My effort should probably be to support small business owners whom I admire, who work against odds, paying higher wholesale prices than the big chain stores, with no choice but to charge a bit more.  I don’t think my effort should be to support the theory of small business ownership.  If you want me to pay more for a worse selection, you’ve got to make it up somewhere.

There are other small businesses in the Thousand Oaks area that have a smaller selection and higher prices than larger stores, but don’t do anything to make up for this lack.  Conejo Valley Wine & Provision Co. is one, where the business model seems to be to make every buyer feel stupid (”I’ve got it!  If they feel offended and embarrassed, they will give me more money!”)  Paper Depot in Thousand Oaks (right next door to the previous store) is perhaps worse: they assume your question is stupid without even listening to it.  I was looking for #6-3/4 envelopes.  I was walked through the conversational steps of being told that such envelopes don’t exist (which they do), then that their width wasn’t 6 1/2 inches (which it is), then that that size wasn’t listed on their wall chart (which it was).  At the end of this she finally looked in her catalog and found some examples, but was unable to get me a sample envelope: I would have to pay for them in full and if I didn’t like them when they arrived, too bad.  Sorry folks … I can order out of a catalog (and for lower prices) without your help.  [--- Text removed 27 March 2001 ---]

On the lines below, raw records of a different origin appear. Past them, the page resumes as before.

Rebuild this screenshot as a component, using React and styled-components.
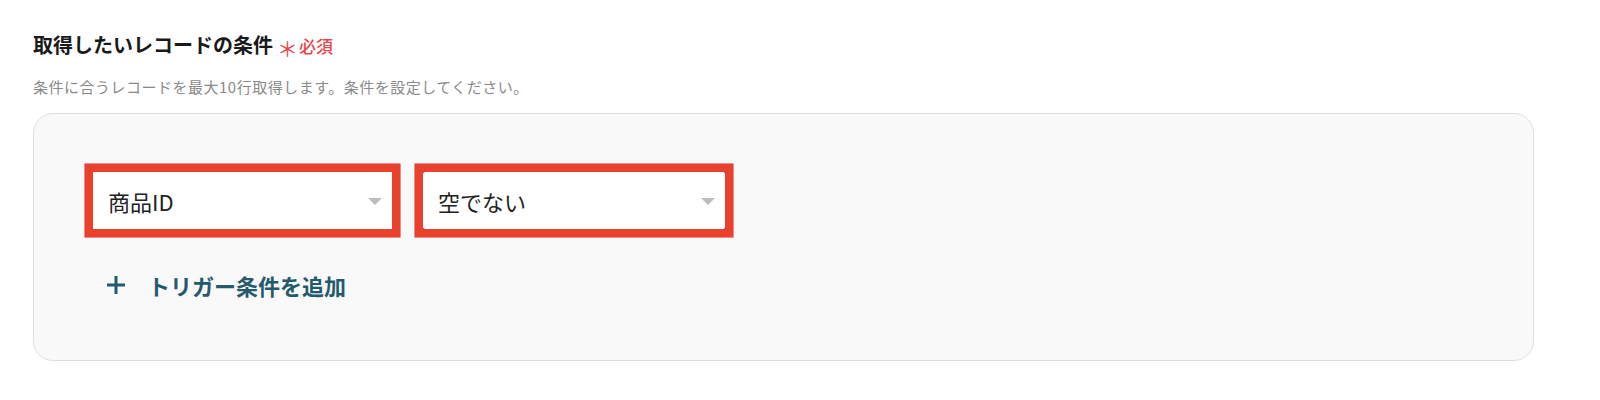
import React from "react";
import styled, { createGlobalStyle } from "styled-components";

const Global = createGlobalStyle`
  html, body { margin: 0; padding: 0; background: #ffffff; }
  body { font-family: "Noto Sans CJK JP", "Noto Sans", sans-serif; }
`;

const Page = styled.div`
  padding: 29px 66px 0 33px;
  box-sizing: border-box;
  width: 1600px;
`;

const TitleRow = styled.div`
  display: flex;
  align-items: baseline;
  line-height: 30px;
`;

const Title = styled.h2`
  margin: 0;
  font-size: 20px;
  font-weight: 700;
  color: #1a1a1a;
  line-height: 30px;
`;

const Required = styled.span`
  margin-left: 4px;
  color: #e5484d;
  font-size: 17px;
  font-weight: 500;
  display: inline-flex;
  align-items: baseline;
  gap: 1px;
`;

const Star = styled.span`
  font-size: 21px;
  position: relative;
  top: 4px;
  font-weight: 400;
`;

const Description = styled.p`
  margin: 15px 0 0;
  font-size: 15px;
  line-height: 22px;
  color: #8a8a8a;
  letter-spacing: 0.5px;
`;

const Card = styled.div`
  margin-top: 15px;
  width: 1501px;
  height: 248px;
  box-sizing: border-box;
  border: 1px solid #dcdfe3;
  border-radius: 20px;
  background: #f9f9f9;
  padding: 56px 57px;
  display: flex;
  flex-direction: column;
`;

const ConditionRow = styled.div`
  display: flex;
  gap: 27px;
`;

const Field = styled.div`
  position: relative;
  width: ${(p) => p.$w}px;
  height: 61px;
  box-sizing: border-box;
  background: #fff;
  border: 1px solid ${(p) => (p.$focused ? "#1d4ed8" : "#cfcfcf")};
  border-radius: ${(p) => (p.$focused ? 7 : 3)}px;
  display: flex;
  align-items: center;
  justify-content: space-between;
  padding: 0 11px 0 16px;
  font-size: 22px;
  color: #222;
`;

const Highlight = styled.div`
  position: absolute;
  inset: -7px;
  border: 8px solid #e9412b;
  box-shadow: 0 0 0 0.5px #d9221a;
  pointer-events: none;
`;

const Caret = styled.span`
  width: 0;
  height: 0;
  border-left: 7px solid transparent;
  border-right: 7px solid transparent;
  border-top: 7px solid #bdbdbd;
  margin-top: 2px;
`;

const AddButton = styled.button`
  margin-top: 42px;
  margin-left: 15px;
  display: flex;
  align-items: center;
  gap: 22px;
  background: none;
  border: none;
  padding: 0;
  cursor: pointer;
  color: #245a6e;
  font-family: inherit;
  font-size: 22px;
  font-weight: 700;
  line-height: 24px;
  align-self: flex-start;
`;

const Select = ({ value, width, focused }) => (
  <Field $w={width} $focused={focused}>
    <span>{value}</span>
    <Caret />
    <Highlight />
  </Field>
);

export default function App() {
  return (
    <>
      <Global />
      <Page>
        <TitleRow>
          <Title>取得したいレコードの条件</Title>
          <Required>
            <Star>＊</Star>
            必須
          </Required>
        </TitleRow>
        <Description>
          条件に合うレコードを最大10行取得します。条件を設定してください。
        </Description>
        <Card>
          <ConditionRow>
            <Select value="商品ID" width={303} />
            <Select value="空でない" width={306} focused />
          </ConditionRow>
          <AddButton>
            <svg width="20" height="20" viewBox="0 0 20 20">
              <path d="M10 1v18M1 10h18" stroke="#245a6e" strokeWidth="3" />
            </svg>
            トリガー条件を追加
          </AddButton>
        </Card>
      </Page>
    </>
  );
}
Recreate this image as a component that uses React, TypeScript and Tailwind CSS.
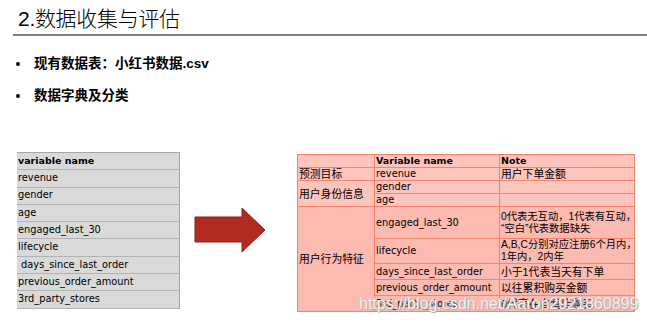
import React from "react";

const leftRows = [
  "revenue",
  "gender",
  "age",
  "engaged_last_30",
  "lifecycle",
  " days_since_last_order",
  "previous_order_amount",
  "3rd_party_stores",
];

const latin = { fontFamily: '"DejaVu Sans", "Noto Sans CJK SC", sans-serif' };
const cjk = { fontFamily: '"Liberation Sans", "Noto Sans CJK SC", sans-serif' };

const App = () => {
  return (
    <div className="relative w-[647px] h-[325px] bg-white overflow-hidden text-black" style={cjk}>
      <div className="ml-[13px] border-b-2 border-[#808080] pl-[5px] pt-[5px] h-[36px]">
        <h1 className="text-[21px] font-light leading-[27px] tracking-[-0.3px]">2.数据收集与评估</h1>
      </div>

      <ul className="mt-[20px] flex flex-col gap-[16px] pl-[16px]">
        <li className="flex items-center h-[16px] text-[13.5px] font-bold">
          <span className="w-[4px] h-[4px] bg-black rounded-full mr-[14px]" />
          现有数据表：小红书数据.csv
        </li>
        <li className="flex items-center h-[16px] text-[13.5px] font-bold">
          <span className="w-[4px] h-[4px] bg-black rounded-full mr-[14px]" />
          数据字典及分类
        </li>
      </ul>

      <div className="flex items-start mt-[48px] pl-[17px]">
        {/* left table */}
        <div className="w-[163px] bg-[#d9d9d9] border-t border-r border-[#a6a6a6]" style={latin}>
          <div className="h-[17.3px] flex items-center border-b border-[#b3b3b3] pl-[1px] text-[9.5px] font-bold">
            variable name
          </div>
          {leftRows.map((r) => (
            <div
              key={r}
              className="h-[17.3px] flex items-center border-b border-[#b3b3b3] pl-[1px] text-[9.8px] whitespace-pre"
            >
              {r}
            </div>
          ))}
        </div>

        {/* arrow */}
        <svg width="74" height="48" viewBox="0 0 74 48" className="mt-[55px] ml-[14px]">
          <polygon
            points="1,10 48,10 48,1 71,23 48,45 48,35 1,35"
            fill="#b22b22"
            stroke="#8f1f18"
            strokeWidth="1"
          />
        </svg>

        {/* right table */}
        <table className="ml-[29px] mt-[2px] w-[337px] table-fixed border-collapse text-[10.8px] leading-[12px] bg-[#fec5bd]">
          <colgroup>
            <col className="w-[77px]" />
            <col className="w-[125px]" />
            <col className="w-[135px]" />
          </colgroup>
          <tbody>
            <tr className="h-[13px]">
              <td className="border border-[#f3826f]" />
              <td className="border border-[#f3826f] pl-[1px] font-bold text-[9.5px]" style={latin}>Variable name</td>
              <td className="border border-[#f3826f] pl-[1px] font-bold text-[9.5px]" style={latin}>Note</td>
            </tr>
            <tr className="h-[13px]">
              <td className="border border-[#f3826f] pl-[1px]">预测目标</td>
              <td className="border border-[#f3826f] pl-[1px] text-[9.8px]" style={latin}>revenue</td>
              <td className="border border-[#f3826f] pl-[1px]">用户下单金额</td>
            </tr>
            <tr className="h-[13px]">
              <td rowSpan={2} className="border border-[#f3826f] pl-[1px]">用户身份信息</td>
              <td className="border border-[#f3826f] pl-[1px] text-[9.8px]" style={latin}>gender</td>
              <td className="border border-[#f3826f]" />
            </tr>
            <tr className="h-[13px]">
              <td className="border border-[#f3826f] pl-[1px] text-[9.8px]" style={latin}>age</td>
              <td className="border border-[#f3826f]" />
            </tr>
            <tr className="h-[32px] bg-[#fdbab0]">
              <td rowSpan={5} className="border border-[#f3826f] pl-[1px]">用户行为特征</td>
              <td className="border border-[#f3826f] pl-[1px] text-[9.8px]" style={latin}>engaged_last_30</td>
              <td className="border border-[#f3826f] pl-[1px] whitespace-nowrap text-[10.3px]">
                0代表无互动，1代表有互动，
                <br />
                “空白”代表数据缺失
              </td>
            </tr>
            <tr className="h-[24px] bg-[#fdbab0]">
              <td className="border border-[#f3826f] pl-[1px] text-[9.8px]" style={latin}>lifecycle</td>
              <td className="border border-[#f3826f] pl-[1px] whitespace-nowrap text-[10.3px]">
                A,B,C分别对应注册6个月内，
                <br />
                1年内，2内年
              </td>
            </tr>
            <tr className="h-[16px] bg-[#fdbab0]">
              <td className="border border-[#f3826f] pl-[1px] text-[9.8px]" style={latin}>days_since_last_order</td>
              <td className="border border-[#f3826f] pl-[1px]">小于1代表当天有下单</td>
            </tr>
            <tr className="h-[16px] bg-[#fdbab0]">
              <td className="border border-[#f3826f] pl-[1px] text-[9.8px]" style={latin}>previous_order_amount</td>
              <td className="border border-[#f3826f] pl-[1px]">以往累积购买金额</td>
            </tr>
            <tr className="h-[16px] bg-[#fdbab0]">
              <td className="border border-[#f3826f] pl-[1px] text-[9.8px]" style={latin}>3rd_party_stores</td>
              <td className="border border-[#f3826f] pl-[1px]">0代表在自营店购买</td>
            </tr>
          </tbody>
        </table>
      </div>

      {/* watermark */}
      <div
        className="absolute left-[359px] top-[294px] text-[16px] leading-[20px] text-[#f4f4f4]"
        style={{ fontFamily: '"Liberation Sans", sans-serif', textShadow: "0 0 1px #9a9a9a, 1px 1px 1px #b0b0b0" }}
      >
        https://blog.csdn.net/Aaron2921860899
      </div>
    </div>
  );
};

export default App;
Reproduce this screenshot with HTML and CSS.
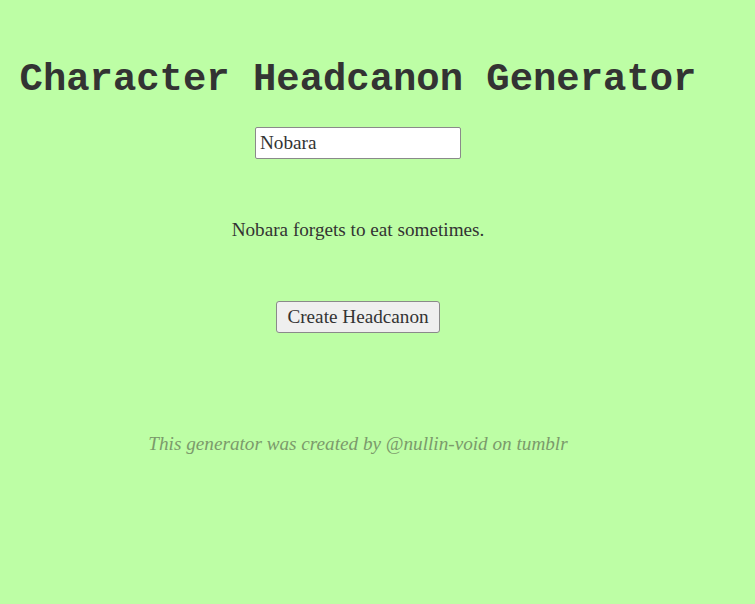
FILE: index.html
```html
<!DOCTYPE html>
<html lang="en">
<head>
    <meta charset="UTF-8">
    <meta name="viewport" content="width=device-width, initial-scale=1.0">
    <title>Character Headcanon Generator</title>
    <link rel="stylesheet" href="styles.css">
</head>
<body>
    <div class="generator">
        <h1 class="title">Character Headcanon Generator</h1>
        <input type="text" class="name-input" value="Nobara">
        <p class="headcanon">Nobara forgets to eat sometimes.</p>
        <button class="create-btn">Create Headcanon</button>
        <p class="credit">This generator was created by @nullin-void on tumblr</p>
    </div>
</body>
</html>
```

FILE: styles.css
```css
body{
    margin: 0;
    background: #bdfea5;
    color: #333333;
    font-family: "Liberation Serif", serif;
    font-size: 19.2px;
}
.generator{
    display: flex;
    flex-direction: column;
    align-items: center;
    padding: 58px 39px 0 0;
}
.title{
    margin: 0;
    font-family: "Liberation Mono", monospace;
    font-size: 38.9px;
    font-weight: bold;
    color: #333333;
}
.name-input{
    margin-top: 25px;
    width: 206px;
    height: 32px;
    box-sizing: border-box;
    padding: 1px 4px;
    font-family: "Liberation Serif", serif;
    font-size: 19.2px;
    color: #333333;
    background: #ffffff;
    border: 1px solid #8a8a8a;
    border-radius: 2px;
}
.headcanon{
    margin: 60px 0 0;
}
.create-btn{
    margin-top: 60px;
    height: 32px;
    padding: 0 10px;
    font-family: "Liberation Serif", serif;
    font-size: 19.2px;
    color: #333333;
    background: #efefef;
    border: 1px solid #8a8a8a;
    border-radius: 3px;
}
.credit{
    margin: 100px 0 0;
    font-style: italic;
    color: #7b9a6b;
}
```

To offset the negativity of this list, I should provide a list of small stores that do go above and beyond the call in order to provide a great shopping experience:

  1. Wine & Liquor Depot in Van Nuys has the largest selection of single malt scotch in the U.S.
  2. Video 4 You stocks a large number of DVDs and foreign films and employs very knowledgeable people.
  3. Malibu Fish’n Tackle gave exemplary service the one time I shopped there, even though patronizing them violates my “terminal g rule.”
  4. Words on Wine has beautiful items and great salespeople, although I can’t attest to anything else as I have never purchased anything from them.

Multiple hamsters: bad idea

Sun, 17 Dec 2000 10:18:29 -0600

Multiple hamsters in one cage is turning out to be a bad idea.  Our gamble of sociability based on their blood relationship seems to be a losing bet.

Unfortunately the store has a policy of only accepting returns of sick animals.  Our plan is this: we want to keep two of them, which will entail purchasing a second habitat.  We are going to try to return two, in the hopes that they can find good, solitary homes elsewhere.  If the store won’t give us money back, we’ll try to get merchandise credit.  And if that doesn’t work, we’ll offer to just give them back if they will sell them as pets (rather than, say, use them as feeders.)  This is my sentimentalism getting the best of me here.

I hope this all works out.

We Have Hamsters

Sat, 16 Dec 2000 10:08:55 -0600

We have hamsters.

On Thursday night (14 Dec 2000) Jenn and I went to “For Pets’ Sake” here in Thousand Oaks and bought four “teddy bear” hamsters.  I had been talking about wanting some for a while, and was up-front with the fact that my primary motivation was to build an increasingly elaborate habitat of tunnels and rooms for them to explore.

But I have fallen quickly in love with the little guys.  They are such fun to watch, as they explore their environments and try to understand the world around them.  Some websites I read warned that hamsters are territorial and that it is a bad idea to keep multiple ones in a single habitat.  Other sources said that if they are of the same litter, it won’t matter (or won’t matter as much.)  We are gambling on the latter for now.